Гетман принял послов для разговора через день. Василий Униковский сразу же повел речь о выдаче самозванца, но гетман отказал наотрез, подчеркнув, что Войско Запорожское беглых не выдает. В ходе разговора он дал понять послу, что если царь примет Войско под протекторат, то самозванец покинет пределы государства и никакой военной помощи не получит. После этого гетман отказался говорить о делах. 20 октября 1650 года гетман дал Униковскому прощальную аудиенцию. Перед самым отъездом московские послы наведались к генеральному писарю Выговскому, и тот откровенно рассказал о том, что самозванец уже покинул пределы Войска Запорожского и теперь дело за московским царем: если он захочет принять Войско, то самозванца никто не поддержит.

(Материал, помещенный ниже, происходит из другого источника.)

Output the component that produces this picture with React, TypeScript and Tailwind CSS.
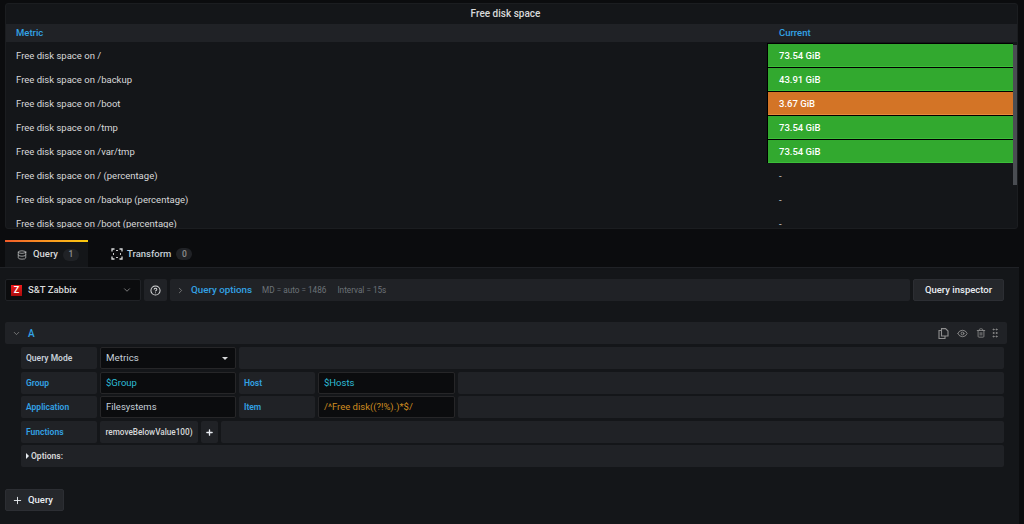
import { ChevronDown, ChevronRight, Database, Eye, GripVertical, HelpCircle, Plus, Trash2 } from 'lucide-react';

const rows = [
  { name: 'Free disk space on /', value: '73.54 GiB', color: 'green' },
  { name: 'Free disk space on /backup', value: '43.91 GiB', color: 'green' },
  { name: 'Free disk space on /boot', value: '3.67 GiB', color: 'orange' },
  { name: 'Free disk space on /tmp', value: '73.54 GiB', color: 'green' },
  { name: 'Free disk space on /var/tmp', value: '73.54 GiB', color: 'green' },
  { name: 'Free disk space on / (percentage)', value: '-', color: '' },
  { name: 'Free disk space on /backup (percentage)', value: '-', color: '' },
  { name: 'Free disk space on /boot (percentage)', value: '-', color: '' },
];

function TransformIcon() {
  return (
    <svg width="12" height="12" viewBox="0 0 12 12" fill="none" stroke="#d8d9da" strokeWidth="1.3">
      <path d="M1 3.5V1h2.5M8.5 1H11v2.5M11 8.5V11H8.5M3.5 11H1V8.5" />
      <path d="M5 2.5h2M5 9.5h2M2.5 5v2M9.5 5v2" strokeWidth="0.9" />
    </svg>
  );
}

function DuplicateIcon() {
  return (
    <svg width="11" height="11" viewBox="0 0 11 11" fill="none" stroke="#8e8e8e" strokeWidth="1.1">
      <path d="M3.5 2.5H1v8h6V8" />
      <path d="M3.5 .6h4l2.5 2.5V8h-6.500z" />
    </svg>
  );
}

function Label({ text, blue, className = 'w-[76px]' }: { text: string; blue?: boolean; className?: string }) {
  return (
    <div className={`${className} shrink-0 h-full bg-[#202226] rounded-[2px] flex items-center px-[5px] text-[8.5px] font-semibold ${blue ? 'text-[#33a2e5]' : 'text-[#c7d0d9]'}`}>
      {text}
    </div>
  );
}

function Input({ text, color = 'text-[#c7d0d9]', width = 'w-[136px]' }: { text: string; color?: string; width?: string }) {
  return (
    <div className={`${width} shrink-0 h-full bg-[#0b0c0e] border border-[#262628] rounded-[2px] flex items-center px-[5px] text-[9.5px] ${color}`}>
      {text}
    </div>
  );
}

function Filler() {
  return <div className="flex-1 h-full bg-[#202226] rounded-[2px]" />;
}

export default function App() {
  return (
    <div className="w-[1024px] h-[524px] overflow-hidden bg-[#0b0c0e] text-[#d8d9da] font-['Roboto',sans-serif] flex flex-col">
      {/* Table panel */}
      <div className="mt-[3px] ml-[5px] w-[1013px] h-[226px] shrink-0 bg-[#141619] border border-[#1b1d20] rounded-[3px] overflow-hidden flex flex-col">
        <div className="h-[20px] shrink-0 flex items-center justify-center pb-[2px] pr-[12px] text-[10px] font-medium text-[#d8d9da]">Free disk space</div>
        <div className="h-[18px] shrink-0 bg-[#202226] flex items-center text-[9.5px] font-medium text-[#33a2e5]">
          <div className="w-[762px] pl-[10px]">Metric</div>
          <div className="pl-[11px]">Current</div>
        </div>
        <div className="flex-1 min-h-0 pt-[1px] relative">
          {rows.map((row) => (
            <div key={row.name} className="h-[24px] flex items-center text-[9.5px]">
              <div className="w-[761px] pl-[10px] pt-[2px] text-[#d8d9da]">{row.name}</div>
              <div
                className={`w-[246px] h-[24px] flex items-center pl-[11px] pt-[2px] ${
                  row.color === 'green'
                    ? 'bg-[#32a92f] text-white font-medium border-t border-l border-black shadow-[inset_0_-1px_0_#3cbf39]'
                    : row.color === 'orange'
                      ? 'bg-[#d37426] text-white font-medium border-t border-l border-black shadow-[inset_0_-1px_0_#e68a3c]'
                      : 'text-[#d8d9da] ml-[1px]'
                }`}
              >
                {row.value}
              </div>
            </div>
          ))}
          <div className="absolute right-0 top-[3px] w-[4px] h-[140px] bg-[#4a4d52]" />
        </div>
      </div>

      {/* Tabs */}
      <div className="h-[11px] shrink-0" />
      <div className="h-[27px] shrink-0 flex pl-[5px] relative">
        <div className="w-[83px] h-[27px] bg-[#141619] flex items-center pl-[12px] text-[9.5px] font-medium text-[#d8d9da] border-t-2 border-transparent bg-clip-padding relative">
          <div className="absolute -top-[2px] left-0 right-0 h-[2px] bg-gradient-to-r from-[#f05a28] to-[#fbca0a]" />
          <Database size={10} strokeWidth={1.6} />
          <span className="ml-[6px]">Query</span>
          <span className="ml-[5px] w-[16px] h-[12px] rounded-full bg-[#202226] text-[8.5px] text-[#8e8e8e] flex items-center justify-center">1</span>
        </div>
        <div className="ml-[23px] pt-[1px] flex items-center text-[9.5px] font-medium text-[#c7d0d9]">
          <TransformIcon />
          <span className="ml-[4px]">Transform</span>
          <span className="ml-[5px] w-[16px] h-[12px] rounded-full bg-[#202226] text-[8.5px] text-[#8e8e8e] flex items-center justify-center">0</span>
        </div>
      </div>

      {/* Editor */}
      <div className="flex-1 w-[1019px] bg-[#141619] border-t border-[#202226] pl-[5px] pr-[3px] flex flex-col">
        <div className="mt-[11px] h-[22px] flex gap-[3px] shrink-0">
          <div className="w-[136px] h-full bg-[#0b0c0e] border border-[#202226] rounded-[2px] flex items-center pl-[5px] pr-[8px] text-[9.5px] font-medium">
            <span className="w-[11px] h-[11px] bg-gradient-to-b from-[#f01c1c] to-[#a80b0b] text-white text-[9px] font-bold leading-none flex items-center justify-center">Z</span>
            <span className="ml-[6px] flex-1">S&amp;T Zabbix</span>
            <ChevronDown size={10} className="text-[#8e8e8e]" />
          </div>
          <div className="w-[23px] h-full bg-[#202226] rounded-[2px] flex items-center justify-center">
            <HelpCircle size={11} strokeWidth={2.2} className="text-[#d8d9da]" />
          </div>
          <div className="w-[740px] h-full bg-[#202226] rounded-[2px] flex items-center pl-[6px] text-[8.2px] text-[#6d7278]">
            <ChevronRight size={9} className="text-[#8e8e8e]" />
            <span className="ml-[6px] text-[9.8px] font-medium text-[#33a2e5]">Query options</span>
            <span className="ml-[10px]">MD = auto = 1486</span>
            <span className="ml-[11px]">Interval = 15s</span>
          </div>
          <div className="w-[91px] h-full bg-[#25272b] border border-[#2c2e33] rounded-[2px] flex items-center justify-center text-[9.5px] font-medium text-[#e9edf2]">
            Query inspector
          </div>
        </div>

        <div className="mt-[21px] h-[22px] w-[1002px] bg-[#202226] rounded-[2px] flex items-center pl-[7px] pr-[6px] shrink-0">
          <ChevronDown size={9} className="text-[#8e8e8e]" />
          <span className="ml-[7px] text-[10px] font-medium text-[#33a2e5]">A</span>
          <div className="ml-auto flex items-center gap-[8px] text-[#8e8e8e]">
            <DuplicateIcon />
            <Eye size={11} />
            <Trash2 size={10} />
            <GripVertical size={12} className="-ml-[5px]" />
          </div>
        </div>

        <div className="ml-[16px] w-[983px] flex flex-col shrink-0">
          <div className="mt-[3px] h-[22px] flex gap-[3px]">
            <Label text="Query Mode" />
            <div className="w-[136px] shrink-0 h-full bg-[#0b0c0e] border border-[#262628] rounded-[2px] flex items-center justify-between pl-[5px] pr-[7px] text-[9.8px] text-[#c7d0d9]">
              Metrics
              <span className="w-0 h-0 border-x-[3px] border-x-transparent border-t-[3px] border-t-[#d8d9da]" />
            </div>
            <Filler />
          </div>
          <div className="mt-[3px] h-[22px] flex gap-[3px]">
            <Label text="Group" blue />
            <Input text="$Group" color="text-[#2dbcd6]" />
            <Label text="Host" blue />
            <Input text="$Hosts" color="text-[#2dbcd6]" width="w-[137px]" />
            <Filler />
          </div>
          <div className="mt-[2px] h-[22px] flex gap-[3px]">
            <Label text="Application" blue />
            <Input text="Filesystems" />
            <Label text="Item" blue />
            <Input text="/^Free disk((?!%).)*$/" color="text-[#cf8c20]" width="w-[137px]" />
            <Filler />
          </div>
          <div className="mt-[3px] h-[22px] flex gap-[3px]">
            <Label text="Functions" blue />
            <div className="w-[98px] shrink-0 h-full bg-[#202226] rounded-[2px] flex items-center justify-center text-[8.2px] font-medium text-[#d8d9da]">removeBelowValue100)</div>
            <div className="w-[17px] shrink-0 h-full bg-[#202226] rounded-[2px] flex items-center justify-center">
              <Plus size={9} strokeWidth={3.5} className="text-[#e9edf2]" />
            </div>
            <Filler />
          </div>
          <div className="mt-[2px] h-[22px] bg-[#202226] rounded-[2px] flex items-center pl-[5px] text-[8.5px] font-semibold text-[#d8d9da]">
            <span className="w-0 h-0 border-y-[3px] border-y-transparent border-l-[3px] border-l-[#e9edf2] mr-[2px]" />
            Options:
          </div>
        </div>

        <div className="mt-[22px] w-[59px] h-[22px] shrink-0 bg-[#25272b] border border-[#2c2e33] rounded-[2px] flex items-center pl-[6px] text-[9.5px] font-medium text-[#e9edf2]">
          <Plus size={11} />
          <span className="ml-[5px]">Query</span>
        </div>
      </div>
    </div>
  );
}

Не захочет – его дело, но самозванца вновь найдут, и тогда московскому царству тяжко будет. С этим и уехал в Москву Василий Униковский.
Тем временем генеральный писарь Иван Выговский выправил Тимофею Акундинову подорожную, дал конвой в сотню проверенных казаков и рекомендательное письмо к Дьердю ІІ Ракоши. Второе, тайное письмо получил начальник конвоя, который должен был проводить группу Лжешуйского к семиградскому князю и передать письмо Ракоши из рук в руки. Царская внешняя разведка потеряла след самозванца до июня 1651 года. Ясно было только одно – гетман сдержал обещание: военной помощи Лжешуйскому он не дал, боевые действия против Астрахани Лжешуйский не начал, донских казаков не взбаламутил, на территории Войска Запорожского самозванца уже не было.
След Тимофея Акундинова отыскался в июне 1651 года в Стокгольме. Нашли самозванца московские купцы из Новгорода Антон Гиблый и Михаил Стоянов вместе с попом московского торгового подворья отцом Емельяном. История повторилась: самозванец сам вышел на новгородцев, сам вступил в контакт, сам старался перевербовать их, но все попытки захватить его или уговорить вернуться в московское царство успеха не имели. Тимофей вышел на шведского канцлера Оксенштерна и через посредничество Ракоши получил новое имя: теперь он был шведским дворянином Яганом Сенельсоном и находился под защитой шведской короны.
Царская охота на «десятого» продолжалась, но взять его не смогли, а Оксенштерн переправил самозванца в Ревель (Таллинн) и надежно там спрятал. В сентябре в Стокгольм прибыл из Москвы разведчик Яков Козлов. Охота продолжалась. Козлову удалось руками начальника городской стражи Ревеля арестовать Тимофея, но канцлер приказал его отпустить, а московских разведчиков из города выдворить.
Конец «десятого» и его товарищей
В декабре в Ревель прибыл еще один московский разведчик, дворянин Челищев, но шведы дали ему понять – в городе самозванца нет. Однако разведчик продолжал поиски, и в апреле нашел Тимофея в Любеке, на континенте. Челищеву удалось выследить Константина Конюхова и, схватив его на одной из улиц Ревеля, переправить в Москву, где Кость попал в руки Ефиму Алмаз Иванову, дьяку Тайного приказа. 28 мая дьяк приступил к допросу и пыткам. В московских архивах сохранились протоколы допроса.
В марте 1653 года московские разведчики вышли на след Тимофея в Голштинии, но необходимо было точно установить личность подозреваемого. А для этого нужно было разыскать человека, знавшего самозванца достаточно хорошо, этапировать его в Голштинию, показать ему Тимофея и уже тогда просить герцога Голштинского арестовать самозванца и выдать его Москве. Полгода работали сыщики Тайного приказа и, наконец, в Енисейском остроге нашли такого человека – дьяка Василия Шпилькина, крестившего одного из детей Тимофея Акундинова. Пообещав свободу и жизнь в Москве на пенсион, разведчики привезли дьяка в Голштинию и показали ему Акундинова. Шпилькин признал его. После этого московские дипломаты приступили к обработке самого герцога, и тот согласился арестовать и передать самозванца, но взамен требовал беспошлинного проезда голштинских купцов с товарами через московскую территорию в Персию, что и торжественно обещал ему московский посол.
Тимофей Акундинов был арестован голштинской полицией в октябре 1653 года, закован в кандалы и направился в свое последнее путешествие по просторам Европы. Когда въехали на московскую территорию, он решил покончить счеты с жизнью и бросился под карету, но ему не повезло. Перед первым допросом дьяк Ефим Алмаз Иванов приказал привести мать самозванца для опознания. Увидев свою мать в рясе монахини, Тимофей, чтобы сохранить ей жизнь, не опознал ее, но мать опознала сына.